→ Exercise goal:
Would you copy the records below, exactly and only from their first line through the line containing "import React from 'react';", without any pictures?

→ Records for the exercise:
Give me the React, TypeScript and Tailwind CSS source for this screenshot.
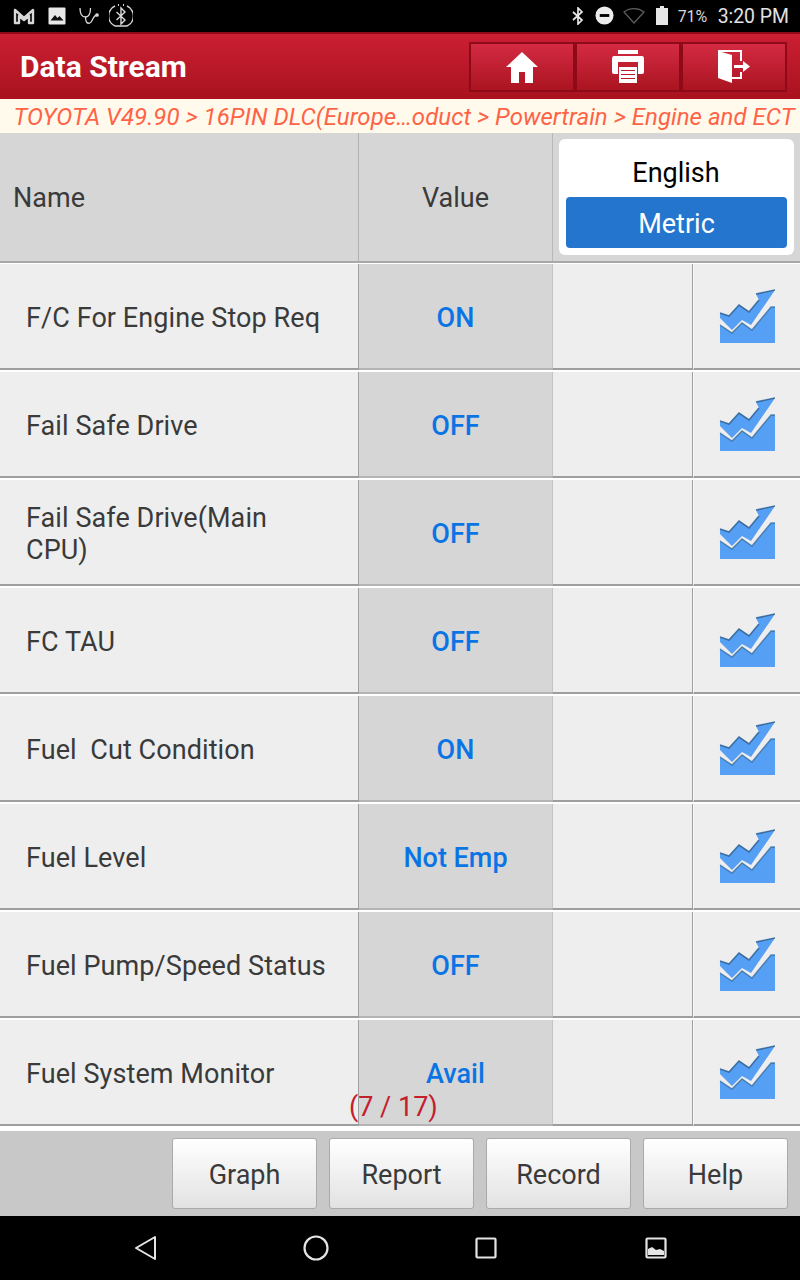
import React from 'react';

const ROWS = [
  { name: 'F/C For Engine Stop Req', value: 'ON' },
  { name: 'Fail Safe Drive', value: 'OFF' },
  { name: 'Fail Safe Drive(Main CPU)', value: 'OFF' },
  { name: 'FC TAU', value: 'OFF' },
  { name: 'Fuel\u00a0 Cut Condition', value: 'ON' },
  { name: 'Fuel Level', value: 'Not Emp' },
  { name: 'Fuel Pump/Speed Status', value: 'OFF' },
  { name: 'Fuel System Monitor', value: 'Avail' },
];

const BUTTONS = ['Graph', 'Report', 'Record', 'Help'];

const GraphIcon = () => (
  <svg width="56" height="56" viewBox="0 0 56 56">
    <path
      d="M1 24 L10 27 L20 16 L30 23 L40 11 L37 5 L56 1 L54 4 L32 36 L23 31 L13 41 L1 29 Z"
      fill="#55a0f4"
    />
    <path d="M1 36 L13 44 L23 34 L33 41 L52 18 L56 18 L56 54 L1 54 Z" fill="#55a0f4" />
    <path
      d="M1 24 L10 27 L20 16 L30 23 L40 11 M37 5 L56 1"
      fill="none"
      stroke="#2d5f93"
      strokeWidth="1.6"
      opacity="0.85"
    />
    <path d="M1 36 L13 44 L23 34 L33 41 L52 18 L56 18" fill="none" stroke="#2d5f93" strokeWidth="1.4" opacity="0.7" />
  </svg>
);

const HeaderButton = ({ children }: { children: React.ReactNode }) => (
  <div className="flex h-[50px] w-[106px] items-center justify-center border-2 border-[#8e0a18] bg-gradient-to-b from-[#d42a42] to-[#ab1420]">
    {children}
  </div>
);

const StatusBar = () => (
  <div className="flex h-[32px] items-center justify-between bg-black pl-[13px] pr-[11px]">
    <div className="flex items-center">
      <svg width="22" height="18" viewBox="0 0 22 18" fill="none" stroke="#d8d8d8" strokeWidth="2.4">
        <path d="M2 16 V3 L11 11 L20 3 V16 H16 V9 L11 13 L6 9 V16 Z" strokeLinejoin="round" />
      </svg>
      <svg className="ml-[13px]" width="18" height="18" viewBox="0 0 18 18">
        <rect width="17" height="17" x="0.5" y="0.5" rx="1" fill="#e8e8e8" />
        <path d="M2.5 13.5 L7 8 L9.5 11 L11.5 9 L15.5 13.5 Z" fill="#111" />
      </svg>
      <svg className="ml-[13px]" width="20" height="18" viewBox="0 0 20 18" fill="none" stroke="#d8d8d8" strokeWidth="1.3">
        <path d="M1 1 C1 7 3 10 6.5 10 C10 10 11.5 7 11.5 1" />
        <path d="M6.5 10 C6.5 15 8 17 11 16 C14 15 13 9 18 8" />
        <circle cx="18" cy="8" r="1.2" fill="#d8d8d8" />
      </svg>
      <svg className="ml-[10px]" width="24" height="26" viewBox="0 0 24 26" fill="none" stroke="#d8d8d8" strokeWidth="1.4">
        <path d="M6 3 A11 11 0 0 0 6 23 M18 3 A11 11 0 0 1 18 23 M6 23 H18" />
        <path d="M9 2 H10 M14 2 H15" strokeWidth="2" />
        <path d="M7.5 9 L16 17 L12 21 V5 L16 9 L7.5 17" />
      </svg>
    </div>
    <div className="flex items-center">
      <svg width="14" height="18" viewBox="0 0 14 18" fill="none" stroke="#e8e8e8" strokeWidth="1.7">
        <path d="M2 5 L11 13 L7 17 V1 L11 5 L2 13" />
      </svg>
      <svg className="ml-[10px]" width="19" height="19" viewBox="0 0 20 20">
        <circle cx="10" cy="10" r="9.5" fill="#ececec" />
        <rect x="5" y="8.5" width="10" height="3" fill="#000" />
      </svg>
      <svg className="ml-[9px]" width="22" height="16" viewBox="0 0 22 16" fill="none" stroke="#5e5e5e" strokeWidth="1.2">
        <path d="M1 4 C7 -0.5 15 -0.5 21 4 L11 15 Z" />
      </svg>
      <svg className="ml-[11px]" width="12" height="19" viewBox="0 0 12 19">
        <path d="M4 0 H8 V2 H12 V19 H0 V2 H4 Z" fill="#e6e6e6" />
      </svg>
      <span className="ml-[10px] w-[30px] pt-[2px] text-[16px] text-[#d8d8d8]">71%</span>
      <span className="ml-[10px] pt-[2px] text-[19.4px] text-[#e2e2e2]">3:20 PM</span>
    </div>
  </div>
);

const NavBar = () => (
  <div className="flex h-[64px] items-center bg-black pl-[134px]">
    <svg width="24" height="26" viewBox="0 0 24 26" fill="none" stroke="#e4e4e4" strokeWidth="2" strokeLinejoin="round">
      <path d="M2 13 L21 2 V24 Z" />
    </svg>
    <svg className="ml-[145px]" width="26" height="26" viewBox="0 0 26 26" fill="none" stroke="#e4e4e4" strokeWidth="2.2">
      <circle cx="13" cy="13" r="11.5" />
    </svg>
    <svg className="ml-[146px]" width="22" height="22" viewBox="0 0 22 22" fill="none" stroke="#e4e4e4" strokeWidth="2.2">
      <rect x="1.5" y="1.5" width="19" height="19" rx="1" />
    </svg>
    <svg className="ml-[148px]" width="22" height="22" viewBox="0 0 22 22">
      <rect x="1.5" y="1.5" width="19" height="19" rx="1" fill="none" stroke="#e4e4e4" strokeWidth="2.2" />
      <path d="M3 18 V12 L7 10 L11 13 L15 12 L19 14 V18 Z" fill="#e4e4e4" />
    </svg>
  </div>
);

export default function App() {
  return (
    <div className="flex h-[1280px] w-[800px] flex-col overflow-hidden bg-white font-['Roboto',sans-serif]">
      <StatusBar />

      <div className="flex h-[67px] items-center justify-between border-t-2 border-[#8d0a16] bg-gradient-to-b from-[#cc1f34] to-[#a8121d] pl-[20px] pr-[13px]">
        <span className="text-[30px] font-bold text-white">Data Stream</span>
        <div className="flex">
          <HeaderButton>
            <svg width="34" height="32" viewBox="0 0 34 32" fill="white">
              <path d="M17 1 L33 16 H28 V32 H20 V21 H14 V32 H6 V16 H1 Z" />
            </svg>
          </HeaderButton>
          <HeaderButton>
            <svg width="34" height="33" viewBox="0 0 34 33" fill="white">
              <path d="M7 0 H27 V4 H7 Z" />
              <path d="M3 6 H31 Q33 6 33 9 V22 Q33 24 31 24 H27 V12 H7 V24 H3 Q1 24 1 22 V9 Q1 6 3 6 Z" />
              <path d="M8 17 H26 V33 H8 Z M10 20 V21 H24 V20 Z M10 24 V25 H24 V24 Z M10 28 V29 H24 V28 Z" fillRule="evenodd" />
            </svg>
          </HeaderButton>
          <HeaderButton>
            <svg width="34" height="34" viewBox="0 0 34 34" fill="none">
              <path d="M1 1 L15 5 V33 L1 28 Z" fill="white" />
              <path d="M1 1 H24 V11 M24 22 V28 H15" stroke="white" strokeWidth="2" />
              <path d="M17 15 H26 V11 L33 16.5 L26 22 V18 H17 Z" fill="white" />
            </svg>
          </HeaderButton>
        </div>
      </div>

      <div className="flex h-[34px] items-center justify-center whitespace-nowrap bg-[#fffaeb] pl-[8px] pt-[2px] text-[24px] italic tracking-[0.03px] text-[#ff6347]">
        TOYOTA V49.90 &gt; 16PIN DLC(Europe…oduct &gt; Powertrain &gt; Engine and ECT
      </div>

      <div className="flex h-[130px] border-b-2 border-[#a8a8a8] bg-[#d6d6d6] text-[27px] text-[#3a3a3a]">
        <div className="flex w-[359px] items-center border-r border-[#b0b0b0] pl-[13px] pt-[2px]">Name</div>
        <div className="flex w-[194px] items-center justify-center border-r border-[#b8b8b8] pt-[2px]">Value</div>
        <div className="flex-1 pl-[6px] pr-[6px] pt-[6px]">
          <div className="flex h-[116px] w-full flex-col rounded-[6px] bg-white px-[7px] pb-[7px]">
            <div className="flex h-[51px] shrink-0 items-center justify-center pr-[1px] pt-[17px] text-black">English</div>
            <div className="mt-[7px] flex flex-1 items-center justify-center rounded-[4px] bg-[#2475cd] pt-[4px] text-white">Metric</div>
          </div>
        </div>
      </div>

      <div className="relative flex h-[868px] flex-col gap-[2px] pt-[1px]">
        {ROWS.map((row) => (
          <div key={row.name} className="flex h-[106px] shrink-0">
            <div className="flex w-[359px] items-center border-r border-b-2 border-[#9e9e9e] bg-[#eeeeee] pl-[26px] pr-[28px] pt-[4px] text-[27px] leading-[32px] tracking-[0.08px] text-[#3a3a3a]">
              {row.name}
            </div>
            <div className="flex w-[193px] items-center justify-center border-b-2 border-[#b4b4b4] bg-[#d6d6d6] pt-[4px] text-[27px] font-medium text-[#0b74e5]">
              {row.value}
            </div>
            <div className="w-[141px] border-x border-b-2 border-l-[#c4c4c4] border-r-[#a0a0a0] border-b-[#9e9e9e] bg-[#eeeeee]"></div>
            <div className="flex flex-1 items-center justify-center border-b-2 border-l border-b-[#9e9e9e] border-l-[#f8f8f8] bg-[#eeeeee] pt-[2px]">
              <GraphIcon />
            </div>
          </div>
        ))}
        <span className="absolute left-[349px] top-[828px] text-[27px] leading-[32px] text-[#c3202f]">(7 / 17)</span>
      </div>

      <div className="flex flex-1 items-center justify-end gap-[12px] bg-[#c8c8c8] pr-[12px]">
        {BUTTONS.map((label) => (
          <div
            key={label}
            className="flex h-[71px] w-[145px] items-center justify-center rounded-[3px] border border-[#aaaaaa] bg-gradient-to-b from-white to-[#e2e2e2] pt-[3px] text-[27px] text-[#3a3a3a]"
          >
            {label}
          </div>
        ))}
      </div>

      <NavBar />
    </div>
  );
}
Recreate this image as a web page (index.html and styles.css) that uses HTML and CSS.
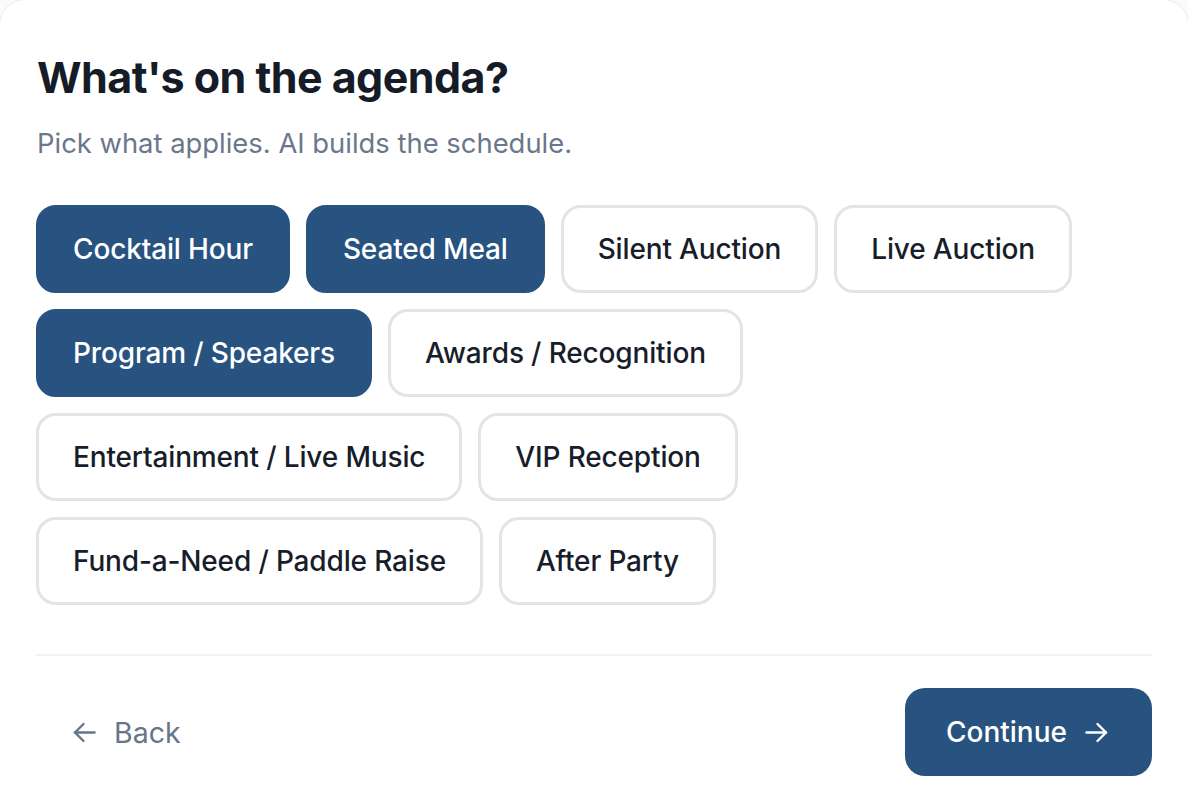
FILE: index.html
```html
<!DOCTYPE html>
<html lang="en">
<head>
	<meta charset="UTF-8">
	<title>Agenda</title>
	<link rel="stylesheet" href="styles.css">
</head>
<body>
	<div class="card">
		<h1 class="title">What's on the agenda?</h1>
		<p class="subtitle">Pick what applies. AI builds the schedule.</p>

		<div class="chips">
			<button class="chip active">Cocktail Hour</button>
			<button class="chip active">Seated Meal</button>
			<button class="chip">Silent Auction</button>
			<button class="chip">Live Auction</button>
			<button class="chip active">Program / Speakers</button>
			<button class="chip">Awards / Recognition</button>
			<button class="chip">Entertainment / Live Music</button>
			<button class="chip">VIP Reception</button>
			<button class="chip">Fund-a-Need / Paddle Raise</button>
			<button class="chip">After Party</button>
		</div>

		<div class="footer">
			<button class="back">
				<svg width="23" height="21" viewBox="0 0 23 21" fill="none" stroke="currentColor" stroke-width="2.4" stroke-linecap="round" stroke-linejoin="round"><path d="M21.5 10.5H2"/><path d="M10.5 2L2 10.5 10.5 19"/></svg>
				Back
			</button>
			<button class="next">
				Continue
				<svg width="23" height="21" viewBox="0 0 23 21" fill="none" stroke="currentColor" stroke-width="2.4" stroke-linecap="round" stroke-linejoin="round"><path d="M1.5 10.5H21"/><path d="M12.5 2L21 10.5 12.5 19"/></svg>
			</button>
		</div>
	</div>
</body>
</html>
```

FILE: styles.css
```css
* {
	margin: 0;
	padding: 0;
	box-sizing: border-box;
}
body {
	background: #fbfbfc;
	font-family: Inter, "Noto Sans", sans-serif;
	overflow: hidden;
}
.card {
	width: 1190px;
	height: 809px;
	margin: -1px 0 0 -1px;
	background: #fff;
	border: 1px solid #eceef2;
	border-bottom: none;
	border-radius: 26px 26px 0 0;
	padding: 51px 36px 0 36px;
}
.title {
	font-size: 43px;
	line-height: 52px;
	font-weight: 700;
	color: #151b27;
	letter-spacing: -0.55px;
	padding-left: 1px;
}
.subtitle {
	margin-top: 23px;
	font-size: 27.4px;
	line-height: 34px;
	color: #6b778b;
	padding-left: 1px;
}
.chips {
	margin-top: 45px;
	display: flex;
	flex-wrap: wrap;
	gap: 16px;
	padding-right: 70px;
}
.chip {
	height: 88px;
	padding: 0 34px;
	border: 3px solid #e2e4ea;
	border-radius: 20px;
	background: #fff;
	color: #171d2a;
	font: 500 28px Inter, "Noto Sans", sans-serif;
	letter-spacing: -0.15px;
	cursor: pointer;
}
.chip.active {
	background: #285381;
	border-color: #285381;
	color: #fff;
}
.footer {
	margin-top: 49px;
	border-top: 2px solid #f1f2f4;
	padding-top: 32px;
	display: flex;
	justify-content: space-between;
	align-items: center;
}
.back {
	display: flex;
	align-items: center;
	gap: 18px;
	padding-left: 37px;
	border: none;
	background: none;
	color: #67758a;
	font: 400 28.5px Inter, "Noto Sans", sans-serif;
}
.next {
	display: flex;
	align-items: center;
	gap: 18px;
	height: 88px;
	padding: 0 44px 0 41px;
	border: none;
	border-radius: 20px;
	background: #285381;
	color: #fff;
	font: 500 28px Inter, "Noto Sans", sans-serif;
}
```
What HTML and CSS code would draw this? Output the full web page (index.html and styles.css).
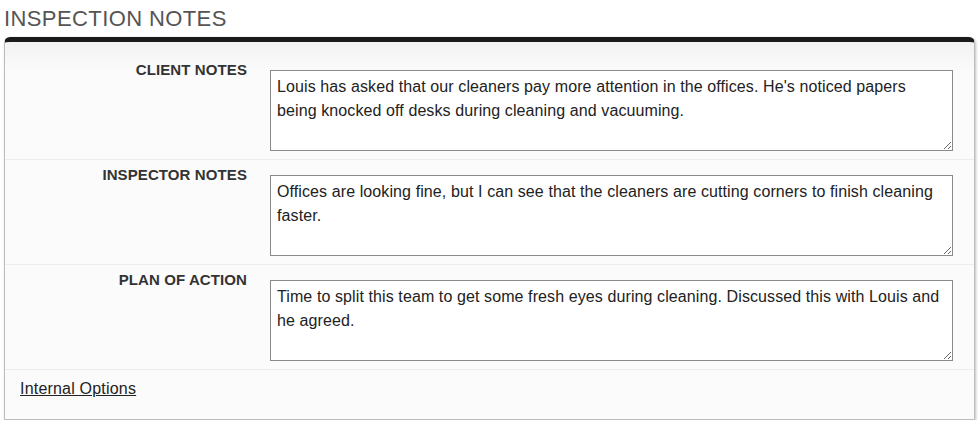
FILE: index.html
```html
<!DOCTYPE html>
<html lang="en">
<head>
    <meta charset="UTF-8">
    <meta name="viewport" content="width=device-width, initial-scale=1.0">
    <title>Inspection Notes</title>
    <link rel="stylesheet" href="styles.css">
</head>
<body>
    <h2 class="section-title">INSPECTION NOTES</h2>
    <div class="panel">
        <div class="note-row">
            <label class="note-label" for="clientNotes">CLIENT NOTES</label>
            <textarea id="clientNotes" class="note-input">Louis has asked that our cleaners pay more attention in the offices. He's noticed papers being knocked off desks during cleaning and vacuuming.</textarea>
        </div>
        <div class="note-row">
            <label class="note-label" for="inspectorNotes">INSPECTOR NOTES</label>
            <textarea id="inspectorNotes" class="note-input">Offices are looking fine, but I can see that the cleaners are cutting corners to finish cleaning faster.</textarea>
        </div>
        <div class="note-row">
            <label class="note-label" for="planOfAction">PLAN OF ACTION</label>
            <textarea id="planOfAction" class="note-input">Time to split this team to get some fresh eyes during cleaning. Discussed this with Louis and he agreed.</textarea>
        </div>
        <div class="panel-footer">
            <a href="#" class="footer-link">Internal Options</a>
        </div>
    </div>
</body>
</html>
```

FILE: styles.css
```css
body {
    font-family: "Liberation Sans", Arial, sans-serif;
    margin: 0;
    padding: 0 3px 0 4px;
    background-color: #ffffff;
    color: #333;
}

.section-title {
    margin: 6px 0 5px 0;
    font-size: 22px;
    line-height: 26px;
    font-weight: normal;
    letter-spacing: 0.4px;
    color: #555;
}

.panel {
    border: 1px solid #bdbdbd;
    border-top: 5px solid #1a1a1a; /* dark bar on top */
    border-radius: 6px 6px 0 0;
    background: linear-gradient(#f2f2f2, #fbfbfb 30px);
    box-shadow: 1px 1px 3px rgba(0, 0, 0, 0.25);
    padding-top: 13px;
}

.note-row {
    display: grid;
    grid-template-columns: 242px 1fr;
    column-gap: 23px;
    padding: 6px 21px 8px 0;
    border-bottom: 1px solid #ececec;
}

.note-label {
    text-align: right;
    font-size: 15px;
    line-height: 17px;
    font-weight: bold;
    letter-spacing: 0.1px;
    color: #333;
}

.note-input {
    display: block;
    box-sizing: border-box;
    width: 100%;
    height: 81px;
    margin: 9px 0 0 0;
    padding: 4px 8px 4px 6px;
    border: 1px solid #8a8a8a;
    border-radius: 0;
    background-color: #ffffff;
    font-family: "Liberation Sans", Arial, sans-serif;
    font-size: 16px;
    line-height: 24px;
    letter-spacing: 0.1px;
    color: #222;
}

.panel-footer {
    padding: 9px 14px 20px 15px;
    line-height: 20px;
}

.footer-link {
    font-size: 16px;
    letter-spacing: 0.2px;
    color: #222;
    text-decoration: underline;
}
```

→ Exercise answer:
Give me the React, TypeScript and Tailwind CSS source for this screenshot.
import React from 'react';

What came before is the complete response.